The Patriot Post® · SCOTUS Skeptical in Fed Firing Case
On Wednesday, the U.S. Supreme Court heard oral arguments on the issue of presidential powers, a.k.a Donald Trump’s firing of Lisa Cook, a Joe Biden-appointed Federal Reserve governor.
The Federal Reserve is special — and not necessarily all in a positive sense. It’s run by a body of governors serving 14-year terms, and unlike other government agencies, those governors are meant to be protected from outside political influence because their main job is to make monetary decisions. Fair enough. However, the Fed regulates the value of the U.S. dollar and controls interest rates — decisions that affect the entire U.S. economy. Ergo, when most of the board have Keynesian goals that sometimes infringe on capitalistic and individual freedoms, the wisdom of a centralized bank becomes even more questionable.
Nevertheless, in 1935, Congress passed legislation to protect the governors from outside political pressure, though they gave the president the power to fire governors “with cause.”
On Wednesday, during oral arguments, Solicitor General D. John Sauer explained that Lisa Cook had allegedly committed mortgage fraud. Cook claimed that both her Michigan and Washington, DC, homes were her primary residences, likely to secure a better mortgage rate. This whiff of suspicious activity from a Federal Reserve governor was enough for President Trump to assume that Cook was unfit for the duties allotted to her.
Justice Brett Kavanaugh believed that Cook’s firing would weaken the Federal Reserve’s apolitical nature, if not destroy it entirely, because it has not yet been determined whether Cook indeed committed mortgage fraud. She has been accused but not tried, and she denies the allegations.

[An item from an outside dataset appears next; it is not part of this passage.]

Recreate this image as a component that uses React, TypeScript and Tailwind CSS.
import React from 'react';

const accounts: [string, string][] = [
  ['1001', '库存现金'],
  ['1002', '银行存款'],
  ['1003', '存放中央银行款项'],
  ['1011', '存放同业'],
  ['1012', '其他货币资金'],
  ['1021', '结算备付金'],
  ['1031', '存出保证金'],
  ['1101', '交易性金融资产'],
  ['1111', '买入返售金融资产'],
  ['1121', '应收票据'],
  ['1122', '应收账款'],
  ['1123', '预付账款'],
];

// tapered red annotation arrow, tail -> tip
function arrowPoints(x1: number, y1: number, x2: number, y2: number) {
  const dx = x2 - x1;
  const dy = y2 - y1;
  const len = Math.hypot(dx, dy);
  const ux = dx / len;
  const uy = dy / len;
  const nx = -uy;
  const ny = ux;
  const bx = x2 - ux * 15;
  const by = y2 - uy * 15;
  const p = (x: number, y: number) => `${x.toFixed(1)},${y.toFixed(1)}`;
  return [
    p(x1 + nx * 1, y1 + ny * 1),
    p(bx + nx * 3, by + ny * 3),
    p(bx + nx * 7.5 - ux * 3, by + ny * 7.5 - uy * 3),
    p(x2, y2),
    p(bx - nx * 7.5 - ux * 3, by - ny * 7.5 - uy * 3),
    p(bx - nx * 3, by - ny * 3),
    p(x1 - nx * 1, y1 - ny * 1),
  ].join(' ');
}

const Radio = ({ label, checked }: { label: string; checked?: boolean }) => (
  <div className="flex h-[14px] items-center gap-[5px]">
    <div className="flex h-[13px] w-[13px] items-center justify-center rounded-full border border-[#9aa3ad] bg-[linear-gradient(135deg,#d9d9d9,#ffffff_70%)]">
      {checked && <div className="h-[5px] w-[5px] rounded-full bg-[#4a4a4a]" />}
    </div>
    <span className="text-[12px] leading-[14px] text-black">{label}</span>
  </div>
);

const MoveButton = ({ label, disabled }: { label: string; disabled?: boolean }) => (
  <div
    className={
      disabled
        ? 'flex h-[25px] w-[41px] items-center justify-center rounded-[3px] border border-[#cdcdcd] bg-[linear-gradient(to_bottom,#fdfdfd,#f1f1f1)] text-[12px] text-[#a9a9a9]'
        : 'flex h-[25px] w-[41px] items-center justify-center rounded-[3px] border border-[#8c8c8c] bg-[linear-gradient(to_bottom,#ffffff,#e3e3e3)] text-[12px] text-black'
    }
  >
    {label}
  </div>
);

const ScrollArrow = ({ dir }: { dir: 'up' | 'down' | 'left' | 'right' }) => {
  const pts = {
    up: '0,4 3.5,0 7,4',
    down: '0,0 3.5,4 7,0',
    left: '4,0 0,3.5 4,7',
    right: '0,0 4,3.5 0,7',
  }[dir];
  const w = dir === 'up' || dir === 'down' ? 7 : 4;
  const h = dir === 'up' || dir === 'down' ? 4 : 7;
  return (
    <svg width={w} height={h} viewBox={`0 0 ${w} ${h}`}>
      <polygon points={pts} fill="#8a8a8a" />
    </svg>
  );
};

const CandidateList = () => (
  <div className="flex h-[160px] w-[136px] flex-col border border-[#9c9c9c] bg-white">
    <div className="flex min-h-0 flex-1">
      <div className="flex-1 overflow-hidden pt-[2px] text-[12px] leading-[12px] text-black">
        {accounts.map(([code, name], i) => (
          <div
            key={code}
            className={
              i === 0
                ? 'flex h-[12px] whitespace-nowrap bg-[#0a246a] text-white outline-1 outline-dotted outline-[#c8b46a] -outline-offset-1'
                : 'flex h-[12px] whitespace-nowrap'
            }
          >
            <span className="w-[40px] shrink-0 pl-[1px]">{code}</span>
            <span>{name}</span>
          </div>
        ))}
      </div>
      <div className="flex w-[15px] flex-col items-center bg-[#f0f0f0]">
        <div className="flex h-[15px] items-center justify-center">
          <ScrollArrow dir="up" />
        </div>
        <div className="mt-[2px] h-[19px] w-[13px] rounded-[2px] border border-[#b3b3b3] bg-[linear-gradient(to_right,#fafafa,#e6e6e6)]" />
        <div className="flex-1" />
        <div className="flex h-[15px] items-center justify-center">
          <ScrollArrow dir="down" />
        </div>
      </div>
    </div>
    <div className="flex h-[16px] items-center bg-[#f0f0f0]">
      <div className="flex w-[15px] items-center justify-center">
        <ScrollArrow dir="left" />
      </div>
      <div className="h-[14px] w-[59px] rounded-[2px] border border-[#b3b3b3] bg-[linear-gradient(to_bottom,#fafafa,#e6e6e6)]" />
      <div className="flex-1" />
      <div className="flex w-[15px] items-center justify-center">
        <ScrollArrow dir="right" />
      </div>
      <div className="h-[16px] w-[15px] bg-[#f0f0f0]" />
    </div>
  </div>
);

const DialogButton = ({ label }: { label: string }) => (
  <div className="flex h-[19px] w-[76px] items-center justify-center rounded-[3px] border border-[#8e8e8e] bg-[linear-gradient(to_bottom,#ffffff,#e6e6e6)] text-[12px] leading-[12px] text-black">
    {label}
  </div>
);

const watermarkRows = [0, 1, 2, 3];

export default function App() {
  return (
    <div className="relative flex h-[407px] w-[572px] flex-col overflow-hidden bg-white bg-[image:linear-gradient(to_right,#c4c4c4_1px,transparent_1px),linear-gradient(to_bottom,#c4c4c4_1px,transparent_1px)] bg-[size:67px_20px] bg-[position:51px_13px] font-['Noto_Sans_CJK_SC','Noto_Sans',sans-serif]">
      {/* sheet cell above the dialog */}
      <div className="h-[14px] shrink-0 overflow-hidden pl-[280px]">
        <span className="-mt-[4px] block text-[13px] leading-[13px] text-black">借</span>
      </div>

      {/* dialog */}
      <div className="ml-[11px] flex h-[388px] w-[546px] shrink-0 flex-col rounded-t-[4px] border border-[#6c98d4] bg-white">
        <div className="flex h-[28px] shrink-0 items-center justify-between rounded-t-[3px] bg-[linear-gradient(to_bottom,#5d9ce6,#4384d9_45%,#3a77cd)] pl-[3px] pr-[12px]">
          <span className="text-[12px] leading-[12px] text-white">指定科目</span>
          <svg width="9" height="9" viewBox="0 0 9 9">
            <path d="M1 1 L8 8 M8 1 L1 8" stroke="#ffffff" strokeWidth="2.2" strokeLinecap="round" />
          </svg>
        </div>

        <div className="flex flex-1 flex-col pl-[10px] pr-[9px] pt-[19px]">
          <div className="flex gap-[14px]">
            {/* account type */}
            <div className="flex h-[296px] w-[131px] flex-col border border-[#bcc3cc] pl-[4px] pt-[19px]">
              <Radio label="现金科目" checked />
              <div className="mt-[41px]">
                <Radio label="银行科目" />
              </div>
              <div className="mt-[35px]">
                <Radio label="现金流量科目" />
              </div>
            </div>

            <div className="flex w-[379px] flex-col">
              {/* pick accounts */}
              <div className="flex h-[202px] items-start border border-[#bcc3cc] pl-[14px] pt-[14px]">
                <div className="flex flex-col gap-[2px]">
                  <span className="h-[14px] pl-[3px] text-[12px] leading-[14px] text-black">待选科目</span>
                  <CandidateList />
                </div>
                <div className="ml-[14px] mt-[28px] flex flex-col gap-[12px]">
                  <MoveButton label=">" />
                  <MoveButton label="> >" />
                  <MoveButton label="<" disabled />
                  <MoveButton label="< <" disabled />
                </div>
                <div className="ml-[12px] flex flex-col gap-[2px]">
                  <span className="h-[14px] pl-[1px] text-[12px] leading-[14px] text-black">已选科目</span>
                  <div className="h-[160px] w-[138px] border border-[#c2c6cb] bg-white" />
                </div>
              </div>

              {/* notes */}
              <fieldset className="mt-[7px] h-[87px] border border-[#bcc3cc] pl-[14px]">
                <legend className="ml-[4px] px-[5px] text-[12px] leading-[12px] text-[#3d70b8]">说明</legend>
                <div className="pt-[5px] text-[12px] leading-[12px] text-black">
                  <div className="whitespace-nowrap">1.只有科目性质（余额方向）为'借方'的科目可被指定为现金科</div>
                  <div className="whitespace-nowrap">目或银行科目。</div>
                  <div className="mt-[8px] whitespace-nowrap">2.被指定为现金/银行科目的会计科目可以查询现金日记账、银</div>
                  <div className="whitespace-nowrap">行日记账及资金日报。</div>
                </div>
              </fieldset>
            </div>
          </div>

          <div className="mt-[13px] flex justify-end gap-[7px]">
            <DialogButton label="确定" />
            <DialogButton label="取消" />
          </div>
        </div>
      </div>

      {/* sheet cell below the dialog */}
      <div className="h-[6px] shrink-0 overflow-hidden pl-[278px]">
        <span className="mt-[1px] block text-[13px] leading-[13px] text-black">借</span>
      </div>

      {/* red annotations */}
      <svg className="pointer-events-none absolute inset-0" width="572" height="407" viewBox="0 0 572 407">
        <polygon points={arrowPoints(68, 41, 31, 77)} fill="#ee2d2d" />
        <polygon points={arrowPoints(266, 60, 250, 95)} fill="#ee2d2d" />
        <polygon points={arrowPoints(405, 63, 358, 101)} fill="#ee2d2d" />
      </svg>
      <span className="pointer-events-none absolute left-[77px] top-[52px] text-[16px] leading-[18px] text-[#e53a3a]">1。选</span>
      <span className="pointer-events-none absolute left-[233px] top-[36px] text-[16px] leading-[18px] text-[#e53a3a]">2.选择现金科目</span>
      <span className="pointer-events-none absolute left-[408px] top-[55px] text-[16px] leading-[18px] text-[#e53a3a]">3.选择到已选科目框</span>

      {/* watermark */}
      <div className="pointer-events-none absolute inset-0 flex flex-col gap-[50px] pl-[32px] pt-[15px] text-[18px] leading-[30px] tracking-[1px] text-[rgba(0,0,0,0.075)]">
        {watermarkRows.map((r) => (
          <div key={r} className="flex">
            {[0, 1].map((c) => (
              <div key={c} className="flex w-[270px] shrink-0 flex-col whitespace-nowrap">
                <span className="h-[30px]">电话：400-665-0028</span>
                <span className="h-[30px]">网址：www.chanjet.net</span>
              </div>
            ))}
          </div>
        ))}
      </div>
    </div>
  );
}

Kavanaugh told Sauer, “Your position that there’s no judicial review, no process required, no remedy available, a very low bar for cause that the president alone determines … would weaken, if not shatter, the independence of the Federal Reserve.”

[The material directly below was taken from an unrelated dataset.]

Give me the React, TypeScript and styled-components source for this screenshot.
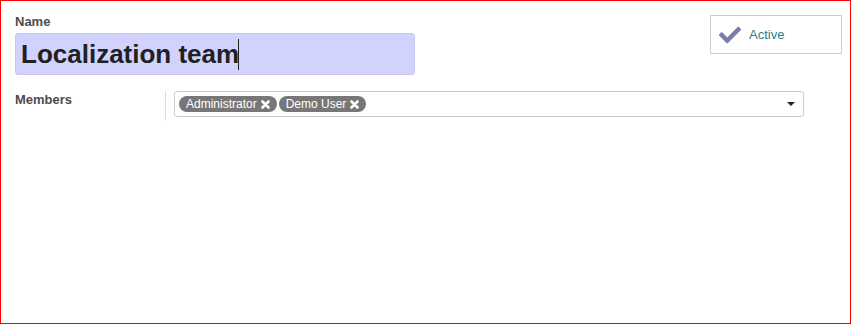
import { createGlobalStyle } from "styled-components";
import styled from "styled-components";
import { FaCheck } from "react-icons/fa";

const GlobalStyle = createGlobalStyle`
  html, body {
    margin: 0;
    padding: 0;
    background: #fff;
  }
  body {
    font-family: "Liberation Sans", Arial, sans-serif;
    color: #4c4c4c;
  }
`;

const members = ["Administrator", "Demo User"];

// heavy "x" like fa-times
const RemoveIcon = () => (
  <svg width="9" height="9" viewBox="0 0 9 9">
    <path d="M1.5 1.5 L7.5 7.5 M7.5 1.5 L1.5 7.5" stroke="#fff" strokeWidth="2.6" strokeLinecap="round" />
  </svg>
);

const App = () => {
  return (
    <>
      <GlobalStyle />
      <Sheet>
        <Header>
          <NameBlock>
            <Label>Name</Label>
            <NameInput>
              Localization team
              <Caret />
            </NameInput>
          </NameBlock>
          <ActiveButton>
            <FaCheck size={22} color="#7c7bad" />
            <ActiveText>Active</ActiveText>
          </ActiveButton>
        </Header>

        <FieldRow>
          <RowLabel>Members</RowLabel>
          <FieldCell>
            <TagsInput>
              {members.map((m) => (
                <Tag key={m}>
                  {m}
                  <RemoveIcon />
                </Tag>
              ))}
              <DropCaret />
            </TagsInput>
          </FieldCell>
        </FieldRow>
      </Sheet>
    </>
  );
};

export default App;

const Sheet = styled.div`
  box-sizing: border-box;
  width: 851px;
  height: 324px;
  border: 1px solid #ff0000;
  padding: 13px 8px 0 14px;
`;

const Header = styled.div`
  display: flex;
  justify-content: space-between;
  align-items: flex-start;
`;

const NameBlock = styled.div`
  display: flex;
  flex-direction: column;
`;

const Label = styled.div`
  font-size: 13px;
  font-weight: bold;
  line-height: 16px;
  color: #4c4c4c;
  margin-bottom: 3px;
`;

const NameInput = styled.div`
  box-sizing: border-box;
  width: 400px;
  height: 42px;
  display: flex;
  align-items: center;
  padding: 0 5px;
  background: #d2d2ff;
  border: 1px solid #c8c8e8;
  border-radius: 3px;
  font-size: 26px;
  font-weight: bold;
  color: #212121;
`;

const Caret = styled.span`
  display: inline-block;
  width: 1px;
  height: 31px;
  margin-left: -1px;
  background: #212121;
`;

const ActiveButton = styled.div`
  box-sizing: border-box;
  width: 132px;
  height: 39px;
  margin-top: 1px;
  display: flex;
  align-items: center;
  gap: 8px;
  padding-left: 8px;
  border: 1px solid #cccccc;
  background: #fff;
`;

const ActiveText = styled.span`
  font-size: 13px;
  color: #2a7f8e;
`;

const FieldRow = styled.div`
  display: grid;
  grid-template-columns: 150px 639px;
  margin-top: 16px;
`;

const RowLabel = styled.div`
  font-size: 13px;
  font-weight: bold;
  line-height: 16px;
  padding-top: 1px;
  color: #4c4c4c;
`;

const FieldCell = styled.div`
  border-left: 1px solid #dddddd;
  padding: 0 0 4px 8px;
`;

const TagsInput = styled.div`
  box-sizing: border-box;
  height: 26px;
  display: flex;
  align-items: center;
  gap: 2px;
  padding: 0 8px 0 4px;
  border: 1px solid #cccccc;
  border-radius: 3px;
`;

const Tag = styled.span`
  display: inline-flex;
  align-items: center;
  gap: 4px;
  height: 16px;
  padding: 0 7px 0 7px;
  border-radius: 8px;
  background: #777777;
  color: #fff;
  font-size: 12px;
`;

const DropCaret = styled.span`
  margin-left: auto;
  width: 0;
  height: 0;
  border-left: 4px solid transparent;
  border-right: 4px solid transparent;
  border-top: 4px solid #222;
`;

Sauer, for his part, insisted that the courts don’t have the authority to review Trump’s decision because of the president’s constitutionally enumerated powers.

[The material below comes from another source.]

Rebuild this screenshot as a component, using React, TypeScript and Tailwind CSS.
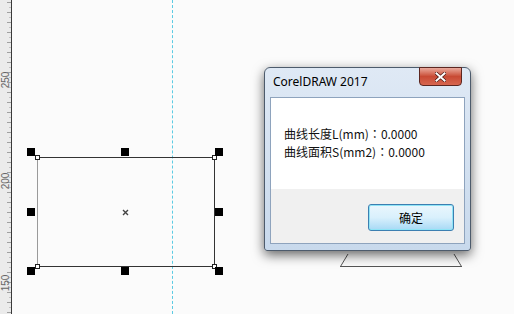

Overall, the justices signaled that they will probably not let this firing stand. After all, it does make a difference that Cook has merely been accused of mortgage fraud, not convicted.
It also doesn’t help that the president has publicly attacked Federal Reserve Chair Jerome Powell, weakening his overall case. Powell is under investigation for allegedly lying to Congress about the cost of renovations to the Federal Reserve building, but that case is even weaker and bolsters the narrative — both rightly and wrongly — that Trump is merely going after his enemies.
The entire Supreme Court hearing on Wednesday lasted two hours, and the decision is likely to come in the summer. Based on the line of questioning, though, it won’t be in Donald Trump’s favor.